* Start Exercise input *

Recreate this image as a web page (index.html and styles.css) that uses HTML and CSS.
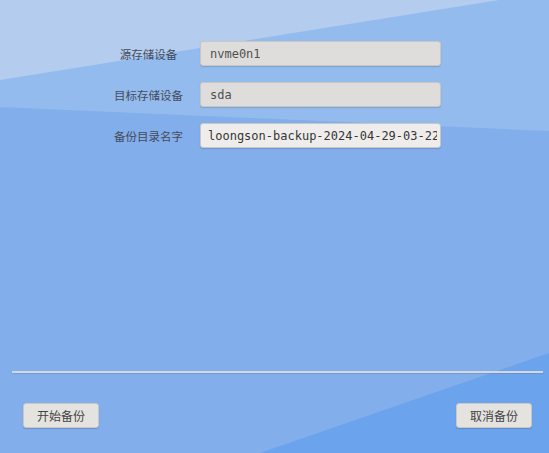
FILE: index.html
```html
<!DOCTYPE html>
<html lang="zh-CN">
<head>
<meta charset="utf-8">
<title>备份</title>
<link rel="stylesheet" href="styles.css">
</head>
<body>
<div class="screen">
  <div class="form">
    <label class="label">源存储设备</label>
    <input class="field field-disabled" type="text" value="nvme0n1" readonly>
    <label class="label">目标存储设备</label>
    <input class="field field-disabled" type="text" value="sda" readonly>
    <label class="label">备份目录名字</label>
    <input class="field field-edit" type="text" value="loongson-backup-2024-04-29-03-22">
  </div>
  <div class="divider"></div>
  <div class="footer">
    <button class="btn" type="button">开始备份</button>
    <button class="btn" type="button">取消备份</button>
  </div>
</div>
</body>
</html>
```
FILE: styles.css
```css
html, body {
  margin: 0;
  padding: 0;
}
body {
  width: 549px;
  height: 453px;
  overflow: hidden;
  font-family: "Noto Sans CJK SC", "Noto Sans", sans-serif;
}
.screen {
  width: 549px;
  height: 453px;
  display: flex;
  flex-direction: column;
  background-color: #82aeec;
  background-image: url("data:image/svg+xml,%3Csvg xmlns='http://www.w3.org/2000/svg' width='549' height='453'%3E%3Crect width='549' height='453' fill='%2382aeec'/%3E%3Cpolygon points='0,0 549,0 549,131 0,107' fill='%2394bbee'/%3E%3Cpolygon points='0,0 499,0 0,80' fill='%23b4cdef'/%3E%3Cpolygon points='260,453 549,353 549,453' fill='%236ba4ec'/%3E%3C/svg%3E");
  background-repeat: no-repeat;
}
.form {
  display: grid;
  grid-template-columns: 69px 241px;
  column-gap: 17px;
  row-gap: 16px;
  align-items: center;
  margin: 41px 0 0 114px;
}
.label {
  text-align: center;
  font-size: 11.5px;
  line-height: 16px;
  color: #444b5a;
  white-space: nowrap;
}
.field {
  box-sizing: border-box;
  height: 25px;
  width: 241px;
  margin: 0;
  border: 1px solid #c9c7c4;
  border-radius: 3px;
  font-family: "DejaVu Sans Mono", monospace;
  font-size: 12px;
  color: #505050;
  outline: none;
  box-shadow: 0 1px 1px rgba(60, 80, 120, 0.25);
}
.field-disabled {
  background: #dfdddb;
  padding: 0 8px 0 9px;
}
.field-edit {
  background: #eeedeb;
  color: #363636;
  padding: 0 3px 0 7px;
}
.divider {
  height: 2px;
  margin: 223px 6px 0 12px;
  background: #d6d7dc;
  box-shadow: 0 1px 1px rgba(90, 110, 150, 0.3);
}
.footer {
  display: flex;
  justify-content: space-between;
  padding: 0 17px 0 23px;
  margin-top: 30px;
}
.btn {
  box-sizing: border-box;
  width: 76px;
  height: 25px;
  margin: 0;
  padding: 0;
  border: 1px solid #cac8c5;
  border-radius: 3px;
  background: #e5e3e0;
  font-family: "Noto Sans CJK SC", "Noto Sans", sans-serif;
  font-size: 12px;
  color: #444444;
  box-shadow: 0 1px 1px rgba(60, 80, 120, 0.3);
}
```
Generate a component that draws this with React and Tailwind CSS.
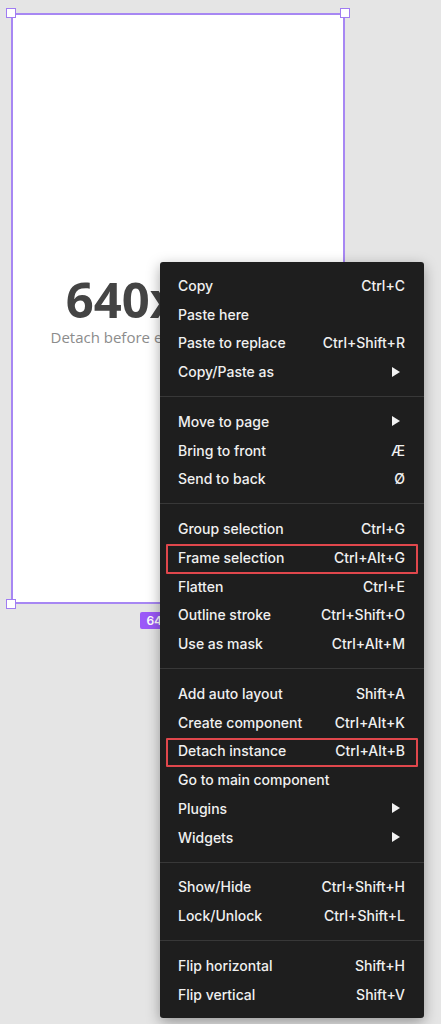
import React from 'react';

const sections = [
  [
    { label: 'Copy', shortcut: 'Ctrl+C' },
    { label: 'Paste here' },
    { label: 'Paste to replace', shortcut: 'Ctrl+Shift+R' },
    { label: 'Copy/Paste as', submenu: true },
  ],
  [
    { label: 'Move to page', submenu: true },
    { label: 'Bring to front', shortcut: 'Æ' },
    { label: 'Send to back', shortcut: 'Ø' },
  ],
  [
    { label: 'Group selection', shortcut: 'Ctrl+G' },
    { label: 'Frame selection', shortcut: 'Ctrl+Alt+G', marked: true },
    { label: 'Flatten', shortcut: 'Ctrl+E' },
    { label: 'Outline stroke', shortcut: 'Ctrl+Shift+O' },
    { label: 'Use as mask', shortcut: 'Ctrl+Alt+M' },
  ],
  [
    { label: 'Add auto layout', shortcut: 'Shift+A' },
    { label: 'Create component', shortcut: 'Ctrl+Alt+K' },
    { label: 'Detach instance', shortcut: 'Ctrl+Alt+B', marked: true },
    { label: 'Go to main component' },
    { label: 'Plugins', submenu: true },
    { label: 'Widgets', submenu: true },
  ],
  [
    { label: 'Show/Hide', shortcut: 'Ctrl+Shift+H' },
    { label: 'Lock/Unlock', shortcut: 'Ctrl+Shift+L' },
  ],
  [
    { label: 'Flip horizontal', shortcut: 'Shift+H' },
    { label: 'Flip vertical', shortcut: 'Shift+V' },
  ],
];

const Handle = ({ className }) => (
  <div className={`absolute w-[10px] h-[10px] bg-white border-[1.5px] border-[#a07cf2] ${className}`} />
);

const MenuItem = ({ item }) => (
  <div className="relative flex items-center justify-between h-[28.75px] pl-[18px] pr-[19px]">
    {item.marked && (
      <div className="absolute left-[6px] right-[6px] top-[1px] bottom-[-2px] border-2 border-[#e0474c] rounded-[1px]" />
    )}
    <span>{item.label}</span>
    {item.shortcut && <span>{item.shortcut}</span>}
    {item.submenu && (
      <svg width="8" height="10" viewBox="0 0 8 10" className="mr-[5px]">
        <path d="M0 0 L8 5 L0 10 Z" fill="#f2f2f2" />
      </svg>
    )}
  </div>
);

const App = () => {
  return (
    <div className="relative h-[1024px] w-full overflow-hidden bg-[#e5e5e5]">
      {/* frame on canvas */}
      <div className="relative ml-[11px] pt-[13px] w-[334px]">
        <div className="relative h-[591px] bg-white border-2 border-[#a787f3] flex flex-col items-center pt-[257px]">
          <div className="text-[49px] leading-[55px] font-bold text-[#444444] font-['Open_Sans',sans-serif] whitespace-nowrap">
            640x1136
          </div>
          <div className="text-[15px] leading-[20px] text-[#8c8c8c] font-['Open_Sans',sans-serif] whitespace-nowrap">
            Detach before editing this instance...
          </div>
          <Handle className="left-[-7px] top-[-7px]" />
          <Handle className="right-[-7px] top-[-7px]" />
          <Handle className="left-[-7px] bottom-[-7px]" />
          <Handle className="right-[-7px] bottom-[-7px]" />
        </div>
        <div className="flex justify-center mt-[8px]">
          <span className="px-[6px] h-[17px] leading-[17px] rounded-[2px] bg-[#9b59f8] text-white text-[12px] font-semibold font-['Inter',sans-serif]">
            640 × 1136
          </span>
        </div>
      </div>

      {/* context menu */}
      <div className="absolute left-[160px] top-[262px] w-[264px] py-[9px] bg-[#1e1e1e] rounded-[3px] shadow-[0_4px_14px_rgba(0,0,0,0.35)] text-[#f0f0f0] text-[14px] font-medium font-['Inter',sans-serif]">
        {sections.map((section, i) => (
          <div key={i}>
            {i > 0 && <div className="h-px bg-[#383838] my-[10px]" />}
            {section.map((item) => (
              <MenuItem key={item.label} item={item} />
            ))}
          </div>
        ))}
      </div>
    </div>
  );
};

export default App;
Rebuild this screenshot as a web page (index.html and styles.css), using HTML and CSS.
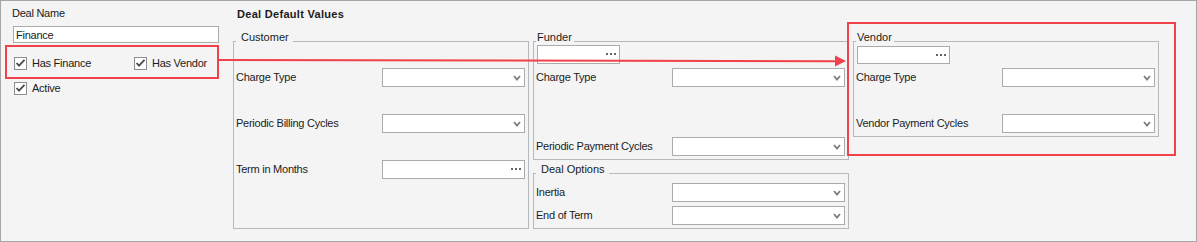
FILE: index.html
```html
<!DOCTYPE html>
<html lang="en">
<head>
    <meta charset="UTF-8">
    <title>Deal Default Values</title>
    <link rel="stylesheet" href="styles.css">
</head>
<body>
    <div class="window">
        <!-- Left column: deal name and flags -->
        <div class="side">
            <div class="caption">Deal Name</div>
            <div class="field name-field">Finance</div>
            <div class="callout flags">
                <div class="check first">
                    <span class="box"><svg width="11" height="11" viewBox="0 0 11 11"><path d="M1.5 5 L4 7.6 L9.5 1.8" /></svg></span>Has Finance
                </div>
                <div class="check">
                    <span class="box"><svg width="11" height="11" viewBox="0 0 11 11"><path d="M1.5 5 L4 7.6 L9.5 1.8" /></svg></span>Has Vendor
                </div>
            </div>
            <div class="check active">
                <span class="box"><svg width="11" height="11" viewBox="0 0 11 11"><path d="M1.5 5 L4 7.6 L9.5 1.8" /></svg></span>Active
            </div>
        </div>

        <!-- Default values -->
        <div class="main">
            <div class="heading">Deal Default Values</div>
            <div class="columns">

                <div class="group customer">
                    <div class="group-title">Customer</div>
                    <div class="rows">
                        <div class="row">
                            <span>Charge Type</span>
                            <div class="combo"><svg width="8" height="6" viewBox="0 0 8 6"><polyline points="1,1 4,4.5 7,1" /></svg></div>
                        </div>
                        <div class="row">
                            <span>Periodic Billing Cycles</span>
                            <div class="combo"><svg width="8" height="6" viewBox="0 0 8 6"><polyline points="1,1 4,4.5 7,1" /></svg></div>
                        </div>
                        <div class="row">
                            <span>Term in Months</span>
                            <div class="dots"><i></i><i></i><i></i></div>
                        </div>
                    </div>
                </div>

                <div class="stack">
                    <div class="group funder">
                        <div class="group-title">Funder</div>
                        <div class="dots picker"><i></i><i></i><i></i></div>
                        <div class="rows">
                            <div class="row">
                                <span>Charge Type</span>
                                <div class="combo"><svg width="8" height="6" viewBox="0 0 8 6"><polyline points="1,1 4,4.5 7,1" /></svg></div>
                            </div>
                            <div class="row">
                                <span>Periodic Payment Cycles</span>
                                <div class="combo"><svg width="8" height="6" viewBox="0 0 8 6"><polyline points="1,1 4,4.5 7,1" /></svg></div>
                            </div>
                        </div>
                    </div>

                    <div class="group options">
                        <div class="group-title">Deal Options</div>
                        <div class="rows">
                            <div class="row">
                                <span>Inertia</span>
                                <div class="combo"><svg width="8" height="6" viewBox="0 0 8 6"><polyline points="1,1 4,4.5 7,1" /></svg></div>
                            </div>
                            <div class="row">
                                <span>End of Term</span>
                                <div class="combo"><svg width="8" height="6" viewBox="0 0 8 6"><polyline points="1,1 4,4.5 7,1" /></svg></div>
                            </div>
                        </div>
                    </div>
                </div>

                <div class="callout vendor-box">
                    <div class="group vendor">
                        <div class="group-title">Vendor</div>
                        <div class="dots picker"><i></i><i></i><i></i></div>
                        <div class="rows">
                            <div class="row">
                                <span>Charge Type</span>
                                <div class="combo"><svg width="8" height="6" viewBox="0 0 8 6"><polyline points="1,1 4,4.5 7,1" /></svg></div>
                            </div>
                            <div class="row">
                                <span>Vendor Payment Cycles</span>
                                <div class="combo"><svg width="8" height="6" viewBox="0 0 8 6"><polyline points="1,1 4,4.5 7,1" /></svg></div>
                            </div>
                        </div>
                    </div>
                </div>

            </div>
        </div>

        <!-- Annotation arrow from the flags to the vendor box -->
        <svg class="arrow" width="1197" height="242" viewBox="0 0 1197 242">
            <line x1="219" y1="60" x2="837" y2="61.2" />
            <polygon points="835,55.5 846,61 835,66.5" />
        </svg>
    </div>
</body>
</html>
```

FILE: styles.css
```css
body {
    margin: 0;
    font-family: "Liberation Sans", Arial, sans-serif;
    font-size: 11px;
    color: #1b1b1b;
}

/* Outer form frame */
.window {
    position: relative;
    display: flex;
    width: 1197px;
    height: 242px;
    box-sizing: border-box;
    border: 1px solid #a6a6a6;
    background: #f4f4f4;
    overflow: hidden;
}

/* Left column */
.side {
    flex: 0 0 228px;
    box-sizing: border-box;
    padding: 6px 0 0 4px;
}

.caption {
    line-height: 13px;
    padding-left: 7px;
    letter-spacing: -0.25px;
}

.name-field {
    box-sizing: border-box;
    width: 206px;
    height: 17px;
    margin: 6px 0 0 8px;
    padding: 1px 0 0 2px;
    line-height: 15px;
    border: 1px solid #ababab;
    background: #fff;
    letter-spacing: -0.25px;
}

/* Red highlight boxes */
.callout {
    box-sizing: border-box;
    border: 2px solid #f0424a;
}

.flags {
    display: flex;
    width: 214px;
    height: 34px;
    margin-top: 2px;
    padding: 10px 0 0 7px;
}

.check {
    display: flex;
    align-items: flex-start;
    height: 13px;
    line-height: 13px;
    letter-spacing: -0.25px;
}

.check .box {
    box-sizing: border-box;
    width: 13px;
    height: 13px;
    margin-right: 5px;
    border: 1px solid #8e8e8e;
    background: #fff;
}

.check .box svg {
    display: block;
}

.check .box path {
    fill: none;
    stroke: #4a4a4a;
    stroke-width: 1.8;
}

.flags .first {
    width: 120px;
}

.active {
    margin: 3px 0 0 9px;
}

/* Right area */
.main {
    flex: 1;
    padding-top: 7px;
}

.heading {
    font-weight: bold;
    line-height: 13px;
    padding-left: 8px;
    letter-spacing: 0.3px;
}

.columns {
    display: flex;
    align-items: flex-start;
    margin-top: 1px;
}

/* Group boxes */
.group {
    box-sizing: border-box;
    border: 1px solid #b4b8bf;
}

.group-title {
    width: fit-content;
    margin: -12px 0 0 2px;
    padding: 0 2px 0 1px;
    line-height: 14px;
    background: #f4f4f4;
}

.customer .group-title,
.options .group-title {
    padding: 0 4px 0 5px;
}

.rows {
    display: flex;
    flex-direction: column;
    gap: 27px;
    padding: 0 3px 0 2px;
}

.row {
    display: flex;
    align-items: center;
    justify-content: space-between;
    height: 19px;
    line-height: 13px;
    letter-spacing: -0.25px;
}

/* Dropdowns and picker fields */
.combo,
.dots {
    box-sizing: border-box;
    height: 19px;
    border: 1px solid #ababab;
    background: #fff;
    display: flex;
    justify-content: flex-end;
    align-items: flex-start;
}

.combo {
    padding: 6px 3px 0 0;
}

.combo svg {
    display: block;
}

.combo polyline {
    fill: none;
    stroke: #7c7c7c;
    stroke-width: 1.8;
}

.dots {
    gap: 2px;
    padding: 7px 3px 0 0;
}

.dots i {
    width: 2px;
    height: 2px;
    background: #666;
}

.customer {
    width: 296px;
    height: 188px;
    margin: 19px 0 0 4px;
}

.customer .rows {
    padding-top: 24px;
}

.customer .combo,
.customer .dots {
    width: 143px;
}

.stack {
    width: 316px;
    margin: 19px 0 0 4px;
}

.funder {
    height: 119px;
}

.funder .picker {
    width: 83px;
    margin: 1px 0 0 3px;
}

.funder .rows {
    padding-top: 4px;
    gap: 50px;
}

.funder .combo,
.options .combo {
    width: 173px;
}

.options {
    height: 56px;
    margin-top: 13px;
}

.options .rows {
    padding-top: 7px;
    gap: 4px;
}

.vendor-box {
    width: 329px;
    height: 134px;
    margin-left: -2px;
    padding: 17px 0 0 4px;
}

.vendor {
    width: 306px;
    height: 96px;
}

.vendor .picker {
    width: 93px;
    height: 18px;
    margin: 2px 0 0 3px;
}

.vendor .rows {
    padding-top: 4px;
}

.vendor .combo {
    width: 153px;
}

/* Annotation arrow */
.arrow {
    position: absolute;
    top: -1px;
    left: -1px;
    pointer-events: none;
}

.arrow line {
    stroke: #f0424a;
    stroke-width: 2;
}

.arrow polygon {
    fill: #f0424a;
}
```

* End Exercise input *

Aim of the task:
Reproduce the entries exactly, from the line with "Generate a component" to the line with "import React from 'react';", both lines included, keeping no pictures.

Exercise solution:
Generate a component that draws this with React and Tailwind CSS.
import React from 'react';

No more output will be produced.